Recorded data:
----
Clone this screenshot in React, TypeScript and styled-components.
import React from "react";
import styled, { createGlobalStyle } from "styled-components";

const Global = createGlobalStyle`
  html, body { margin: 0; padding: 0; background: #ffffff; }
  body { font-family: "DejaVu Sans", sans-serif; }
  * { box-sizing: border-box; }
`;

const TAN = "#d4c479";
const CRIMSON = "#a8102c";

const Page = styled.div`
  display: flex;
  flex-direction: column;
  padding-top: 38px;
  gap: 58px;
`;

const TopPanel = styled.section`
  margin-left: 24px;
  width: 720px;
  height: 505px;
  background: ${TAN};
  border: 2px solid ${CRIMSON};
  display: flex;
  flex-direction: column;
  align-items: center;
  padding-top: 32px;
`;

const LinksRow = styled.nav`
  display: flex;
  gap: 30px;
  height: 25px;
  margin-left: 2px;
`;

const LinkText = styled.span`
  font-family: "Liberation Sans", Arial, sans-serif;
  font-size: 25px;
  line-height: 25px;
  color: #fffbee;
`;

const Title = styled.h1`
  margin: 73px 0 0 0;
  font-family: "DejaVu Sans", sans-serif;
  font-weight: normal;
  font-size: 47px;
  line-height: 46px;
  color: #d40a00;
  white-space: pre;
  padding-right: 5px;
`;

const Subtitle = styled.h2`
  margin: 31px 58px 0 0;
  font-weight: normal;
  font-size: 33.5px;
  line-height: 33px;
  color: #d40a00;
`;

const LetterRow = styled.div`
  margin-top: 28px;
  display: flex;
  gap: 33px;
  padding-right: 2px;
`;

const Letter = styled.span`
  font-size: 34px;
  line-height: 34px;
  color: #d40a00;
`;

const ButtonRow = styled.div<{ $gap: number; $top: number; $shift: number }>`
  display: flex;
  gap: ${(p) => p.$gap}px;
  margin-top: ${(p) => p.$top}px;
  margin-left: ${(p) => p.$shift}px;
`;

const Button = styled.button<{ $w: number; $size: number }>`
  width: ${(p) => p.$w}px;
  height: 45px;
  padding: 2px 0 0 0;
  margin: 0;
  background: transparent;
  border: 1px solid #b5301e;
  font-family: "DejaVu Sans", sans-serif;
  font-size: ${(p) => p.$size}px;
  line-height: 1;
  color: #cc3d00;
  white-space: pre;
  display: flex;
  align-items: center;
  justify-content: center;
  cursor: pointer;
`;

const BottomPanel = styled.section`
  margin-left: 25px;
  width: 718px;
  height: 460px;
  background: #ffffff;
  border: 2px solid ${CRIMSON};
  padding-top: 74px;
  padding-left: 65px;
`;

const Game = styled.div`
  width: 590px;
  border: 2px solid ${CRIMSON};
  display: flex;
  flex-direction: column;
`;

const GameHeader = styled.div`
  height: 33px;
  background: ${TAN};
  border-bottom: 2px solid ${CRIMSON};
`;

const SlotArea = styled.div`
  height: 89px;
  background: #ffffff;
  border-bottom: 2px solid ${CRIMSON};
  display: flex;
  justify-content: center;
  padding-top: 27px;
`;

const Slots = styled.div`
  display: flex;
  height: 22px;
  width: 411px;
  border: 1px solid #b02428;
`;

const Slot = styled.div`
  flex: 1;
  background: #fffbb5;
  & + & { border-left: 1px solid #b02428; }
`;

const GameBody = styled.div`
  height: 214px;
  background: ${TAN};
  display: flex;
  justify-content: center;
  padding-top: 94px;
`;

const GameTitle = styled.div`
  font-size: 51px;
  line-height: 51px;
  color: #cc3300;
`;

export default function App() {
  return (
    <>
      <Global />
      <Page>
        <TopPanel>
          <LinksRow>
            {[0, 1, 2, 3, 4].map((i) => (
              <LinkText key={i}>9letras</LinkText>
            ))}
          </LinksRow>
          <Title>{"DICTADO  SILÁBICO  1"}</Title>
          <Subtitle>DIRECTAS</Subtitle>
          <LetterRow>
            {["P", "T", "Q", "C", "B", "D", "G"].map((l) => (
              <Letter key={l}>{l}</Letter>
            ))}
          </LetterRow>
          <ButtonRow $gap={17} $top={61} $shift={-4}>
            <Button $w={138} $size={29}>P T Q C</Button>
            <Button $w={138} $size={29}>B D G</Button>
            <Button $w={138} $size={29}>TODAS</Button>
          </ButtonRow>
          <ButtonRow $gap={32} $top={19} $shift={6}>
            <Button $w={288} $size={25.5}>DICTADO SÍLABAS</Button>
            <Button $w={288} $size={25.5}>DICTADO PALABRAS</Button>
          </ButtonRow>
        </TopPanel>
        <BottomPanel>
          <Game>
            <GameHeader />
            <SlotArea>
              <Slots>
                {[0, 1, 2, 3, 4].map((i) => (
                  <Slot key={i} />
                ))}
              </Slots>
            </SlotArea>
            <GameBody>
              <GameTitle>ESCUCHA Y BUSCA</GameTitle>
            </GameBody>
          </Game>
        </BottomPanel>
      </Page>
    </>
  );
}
----
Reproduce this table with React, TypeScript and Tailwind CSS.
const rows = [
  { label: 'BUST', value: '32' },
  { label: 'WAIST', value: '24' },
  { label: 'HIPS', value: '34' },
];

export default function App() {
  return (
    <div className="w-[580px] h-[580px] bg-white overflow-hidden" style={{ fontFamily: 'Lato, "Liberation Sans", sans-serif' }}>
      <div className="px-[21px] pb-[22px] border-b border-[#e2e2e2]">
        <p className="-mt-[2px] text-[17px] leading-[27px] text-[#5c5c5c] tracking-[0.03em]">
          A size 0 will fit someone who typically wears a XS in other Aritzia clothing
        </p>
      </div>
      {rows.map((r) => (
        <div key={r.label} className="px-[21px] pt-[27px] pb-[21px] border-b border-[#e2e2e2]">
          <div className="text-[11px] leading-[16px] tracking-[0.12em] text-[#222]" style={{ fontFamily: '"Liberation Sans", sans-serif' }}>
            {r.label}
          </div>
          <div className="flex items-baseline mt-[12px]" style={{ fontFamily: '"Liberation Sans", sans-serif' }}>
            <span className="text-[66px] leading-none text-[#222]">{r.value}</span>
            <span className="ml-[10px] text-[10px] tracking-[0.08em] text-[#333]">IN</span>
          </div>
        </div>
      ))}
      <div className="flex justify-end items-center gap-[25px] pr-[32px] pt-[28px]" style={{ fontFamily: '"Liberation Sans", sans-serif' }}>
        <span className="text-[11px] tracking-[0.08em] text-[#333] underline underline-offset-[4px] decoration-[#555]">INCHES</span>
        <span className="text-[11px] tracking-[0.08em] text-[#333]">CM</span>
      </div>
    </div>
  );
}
----
AIM OF THE EXERCISE: Copy, from the material above, each line in which the string "components" occurs.

THE REPLY:
Clone this screenshot in React, TypeScript and styled-components.
import styled, { createGlobalStyle } from "styled-components";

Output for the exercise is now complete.